● **Problem statement**
Count, in the entries below, the lines in which "this" occurs. Give the number, nothing more.

┌─ Supplied data

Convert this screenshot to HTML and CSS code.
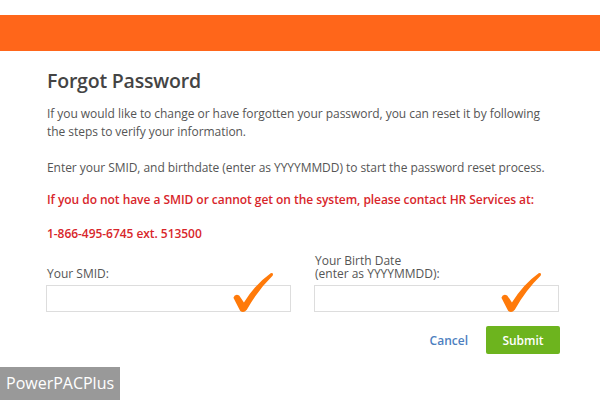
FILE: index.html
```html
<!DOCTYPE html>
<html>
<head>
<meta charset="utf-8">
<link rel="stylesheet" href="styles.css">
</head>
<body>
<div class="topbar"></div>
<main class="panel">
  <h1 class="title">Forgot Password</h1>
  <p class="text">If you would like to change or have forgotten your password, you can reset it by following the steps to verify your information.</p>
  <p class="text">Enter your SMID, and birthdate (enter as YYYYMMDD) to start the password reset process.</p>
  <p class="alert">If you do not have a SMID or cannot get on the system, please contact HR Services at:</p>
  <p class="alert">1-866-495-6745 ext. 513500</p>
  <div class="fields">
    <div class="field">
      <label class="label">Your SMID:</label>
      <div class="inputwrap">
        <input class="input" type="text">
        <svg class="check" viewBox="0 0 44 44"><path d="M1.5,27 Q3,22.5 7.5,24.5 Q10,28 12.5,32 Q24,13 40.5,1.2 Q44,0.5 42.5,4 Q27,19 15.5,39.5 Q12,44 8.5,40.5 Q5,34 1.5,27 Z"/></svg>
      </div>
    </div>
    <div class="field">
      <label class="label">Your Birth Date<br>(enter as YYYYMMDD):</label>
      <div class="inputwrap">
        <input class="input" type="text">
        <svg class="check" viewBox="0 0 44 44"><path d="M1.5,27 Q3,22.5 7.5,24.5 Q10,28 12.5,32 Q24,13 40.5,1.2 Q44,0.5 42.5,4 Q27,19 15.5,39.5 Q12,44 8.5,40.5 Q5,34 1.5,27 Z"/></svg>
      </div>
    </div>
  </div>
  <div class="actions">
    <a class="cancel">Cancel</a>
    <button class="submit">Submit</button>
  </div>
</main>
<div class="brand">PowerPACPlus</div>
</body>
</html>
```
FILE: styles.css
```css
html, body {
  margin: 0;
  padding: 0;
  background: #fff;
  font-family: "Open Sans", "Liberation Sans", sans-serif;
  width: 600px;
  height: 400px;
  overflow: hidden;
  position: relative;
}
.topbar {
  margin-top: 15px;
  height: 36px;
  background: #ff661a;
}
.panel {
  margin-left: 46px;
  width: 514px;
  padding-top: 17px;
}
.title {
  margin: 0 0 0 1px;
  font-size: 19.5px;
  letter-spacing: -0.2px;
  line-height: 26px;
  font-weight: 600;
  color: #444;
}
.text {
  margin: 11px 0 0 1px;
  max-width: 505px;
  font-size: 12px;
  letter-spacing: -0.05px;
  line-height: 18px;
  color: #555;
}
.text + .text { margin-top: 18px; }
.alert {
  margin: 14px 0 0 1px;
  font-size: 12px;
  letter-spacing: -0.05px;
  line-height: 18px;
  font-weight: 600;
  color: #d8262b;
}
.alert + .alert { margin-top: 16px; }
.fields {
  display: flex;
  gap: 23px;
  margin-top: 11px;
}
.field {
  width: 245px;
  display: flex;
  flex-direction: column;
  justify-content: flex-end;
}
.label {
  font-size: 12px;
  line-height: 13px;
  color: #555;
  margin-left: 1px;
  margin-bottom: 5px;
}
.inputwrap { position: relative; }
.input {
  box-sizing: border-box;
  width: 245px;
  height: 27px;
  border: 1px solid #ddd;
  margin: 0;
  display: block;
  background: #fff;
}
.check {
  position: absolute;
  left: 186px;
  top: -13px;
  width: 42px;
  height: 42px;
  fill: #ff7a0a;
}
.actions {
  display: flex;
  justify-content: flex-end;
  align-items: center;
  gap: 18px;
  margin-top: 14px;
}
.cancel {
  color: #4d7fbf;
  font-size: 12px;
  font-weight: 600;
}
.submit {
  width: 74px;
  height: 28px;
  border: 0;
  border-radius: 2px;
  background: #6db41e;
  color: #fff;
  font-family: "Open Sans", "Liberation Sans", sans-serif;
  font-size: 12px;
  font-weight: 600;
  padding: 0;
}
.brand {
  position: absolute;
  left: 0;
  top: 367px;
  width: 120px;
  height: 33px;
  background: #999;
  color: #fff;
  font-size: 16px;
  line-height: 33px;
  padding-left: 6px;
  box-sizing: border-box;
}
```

└─
┌─ Supplied data

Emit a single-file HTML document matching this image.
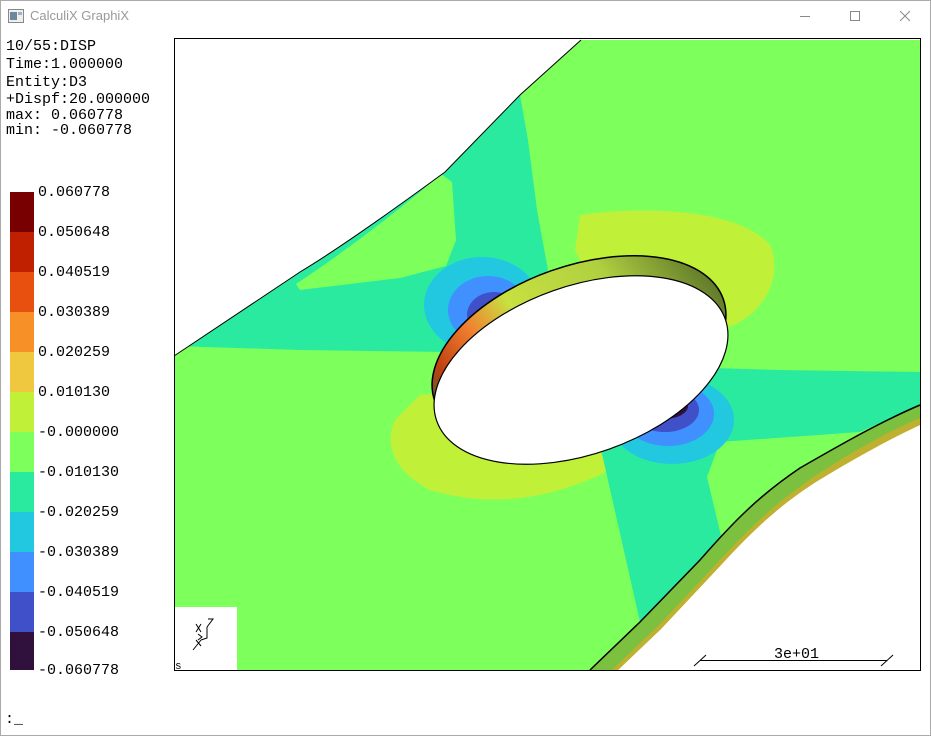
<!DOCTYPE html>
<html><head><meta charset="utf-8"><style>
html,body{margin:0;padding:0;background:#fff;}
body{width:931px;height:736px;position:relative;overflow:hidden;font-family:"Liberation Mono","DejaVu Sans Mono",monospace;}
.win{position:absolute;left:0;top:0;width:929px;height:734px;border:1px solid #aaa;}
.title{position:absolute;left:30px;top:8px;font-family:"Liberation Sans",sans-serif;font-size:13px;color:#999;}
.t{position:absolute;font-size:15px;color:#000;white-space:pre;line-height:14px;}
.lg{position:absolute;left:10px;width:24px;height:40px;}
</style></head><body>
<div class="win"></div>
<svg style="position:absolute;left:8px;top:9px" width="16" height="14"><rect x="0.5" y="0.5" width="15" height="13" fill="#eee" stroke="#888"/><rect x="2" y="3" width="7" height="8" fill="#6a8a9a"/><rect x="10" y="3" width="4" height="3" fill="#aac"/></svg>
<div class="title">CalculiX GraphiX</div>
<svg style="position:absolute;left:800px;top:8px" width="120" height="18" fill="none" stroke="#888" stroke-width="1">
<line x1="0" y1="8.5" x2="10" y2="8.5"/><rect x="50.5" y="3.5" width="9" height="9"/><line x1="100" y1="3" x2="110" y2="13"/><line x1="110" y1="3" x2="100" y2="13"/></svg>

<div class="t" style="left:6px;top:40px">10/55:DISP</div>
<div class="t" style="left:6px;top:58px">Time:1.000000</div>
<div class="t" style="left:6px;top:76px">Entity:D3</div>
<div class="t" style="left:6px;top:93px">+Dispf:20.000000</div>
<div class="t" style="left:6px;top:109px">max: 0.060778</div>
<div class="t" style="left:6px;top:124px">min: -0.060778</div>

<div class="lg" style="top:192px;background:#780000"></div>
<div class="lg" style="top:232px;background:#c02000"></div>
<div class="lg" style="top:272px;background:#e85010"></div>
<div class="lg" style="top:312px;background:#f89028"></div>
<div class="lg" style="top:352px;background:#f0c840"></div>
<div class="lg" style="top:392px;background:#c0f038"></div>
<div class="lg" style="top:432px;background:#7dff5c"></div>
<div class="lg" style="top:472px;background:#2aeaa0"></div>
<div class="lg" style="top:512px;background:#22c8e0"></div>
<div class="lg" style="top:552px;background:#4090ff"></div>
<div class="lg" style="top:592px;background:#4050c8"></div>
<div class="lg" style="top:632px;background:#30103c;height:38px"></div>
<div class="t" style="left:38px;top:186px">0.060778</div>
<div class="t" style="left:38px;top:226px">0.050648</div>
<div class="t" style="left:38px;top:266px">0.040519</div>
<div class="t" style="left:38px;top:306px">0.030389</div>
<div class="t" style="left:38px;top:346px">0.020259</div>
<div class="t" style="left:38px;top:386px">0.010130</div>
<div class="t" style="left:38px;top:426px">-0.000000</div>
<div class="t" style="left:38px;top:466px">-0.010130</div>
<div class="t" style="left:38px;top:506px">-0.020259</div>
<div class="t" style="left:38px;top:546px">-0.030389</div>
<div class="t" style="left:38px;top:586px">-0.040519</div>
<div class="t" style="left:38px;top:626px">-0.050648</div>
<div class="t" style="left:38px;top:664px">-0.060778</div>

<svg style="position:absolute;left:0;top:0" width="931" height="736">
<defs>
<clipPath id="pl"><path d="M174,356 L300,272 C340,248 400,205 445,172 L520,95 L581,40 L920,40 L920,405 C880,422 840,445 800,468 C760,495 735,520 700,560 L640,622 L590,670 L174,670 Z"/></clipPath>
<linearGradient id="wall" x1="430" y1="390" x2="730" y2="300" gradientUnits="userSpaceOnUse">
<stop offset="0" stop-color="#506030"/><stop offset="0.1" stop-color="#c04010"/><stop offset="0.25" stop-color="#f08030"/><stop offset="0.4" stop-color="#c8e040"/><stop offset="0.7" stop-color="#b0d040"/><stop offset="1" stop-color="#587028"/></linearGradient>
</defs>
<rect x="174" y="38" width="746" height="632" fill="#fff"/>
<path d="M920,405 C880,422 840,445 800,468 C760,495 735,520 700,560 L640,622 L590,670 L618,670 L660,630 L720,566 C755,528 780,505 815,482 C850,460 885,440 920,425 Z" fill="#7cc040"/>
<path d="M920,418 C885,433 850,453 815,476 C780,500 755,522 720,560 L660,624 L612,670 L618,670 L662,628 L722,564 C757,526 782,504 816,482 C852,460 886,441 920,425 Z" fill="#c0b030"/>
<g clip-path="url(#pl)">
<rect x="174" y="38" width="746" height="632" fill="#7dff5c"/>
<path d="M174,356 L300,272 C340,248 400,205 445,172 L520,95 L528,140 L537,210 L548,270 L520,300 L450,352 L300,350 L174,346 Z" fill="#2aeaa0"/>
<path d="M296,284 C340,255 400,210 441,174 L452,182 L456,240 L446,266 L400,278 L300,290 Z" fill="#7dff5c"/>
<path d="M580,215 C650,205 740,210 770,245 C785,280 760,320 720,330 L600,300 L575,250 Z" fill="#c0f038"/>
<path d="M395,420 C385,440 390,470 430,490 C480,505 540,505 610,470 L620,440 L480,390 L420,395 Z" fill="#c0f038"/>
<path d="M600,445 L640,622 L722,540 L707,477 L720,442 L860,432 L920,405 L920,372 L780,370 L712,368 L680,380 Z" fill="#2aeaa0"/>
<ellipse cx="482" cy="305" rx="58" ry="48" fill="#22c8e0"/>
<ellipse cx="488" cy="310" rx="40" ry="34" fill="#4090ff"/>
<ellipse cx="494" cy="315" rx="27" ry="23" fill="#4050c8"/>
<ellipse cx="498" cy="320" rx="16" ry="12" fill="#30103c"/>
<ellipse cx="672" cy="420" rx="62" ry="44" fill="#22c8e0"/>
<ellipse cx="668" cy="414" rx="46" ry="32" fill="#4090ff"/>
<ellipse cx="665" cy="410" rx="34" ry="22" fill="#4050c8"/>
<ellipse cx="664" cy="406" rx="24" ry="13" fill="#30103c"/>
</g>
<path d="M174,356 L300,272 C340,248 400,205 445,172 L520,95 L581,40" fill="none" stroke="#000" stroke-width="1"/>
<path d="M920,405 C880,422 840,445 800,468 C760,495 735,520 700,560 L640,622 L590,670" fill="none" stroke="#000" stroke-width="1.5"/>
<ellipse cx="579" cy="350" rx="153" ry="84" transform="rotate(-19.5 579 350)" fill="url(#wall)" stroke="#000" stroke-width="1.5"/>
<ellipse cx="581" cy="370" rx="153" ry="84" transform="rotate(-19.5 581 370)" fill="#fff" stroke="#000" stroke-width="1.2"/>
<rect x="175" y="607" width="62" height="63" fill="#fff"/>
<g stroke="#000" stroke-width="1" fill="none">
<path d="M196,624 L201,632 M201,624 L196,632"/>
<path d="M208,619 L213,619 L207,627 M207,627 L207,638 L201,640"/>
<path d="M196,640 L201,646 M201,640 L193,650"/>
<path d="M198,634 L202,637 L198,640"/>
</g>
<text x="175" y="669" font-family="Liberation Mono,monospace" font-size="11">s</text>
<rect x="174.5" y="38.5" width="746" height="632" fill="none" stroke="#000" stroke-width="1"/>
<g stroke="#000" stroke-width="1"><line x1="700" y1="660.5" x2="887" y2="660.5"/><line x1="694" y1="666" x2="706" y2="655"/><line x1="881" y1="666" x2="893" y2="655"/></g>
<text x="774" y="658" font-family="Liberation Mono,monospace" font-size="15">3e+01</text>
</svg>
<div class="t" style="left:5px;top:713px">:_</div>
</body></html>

└─

● **Solution below**
2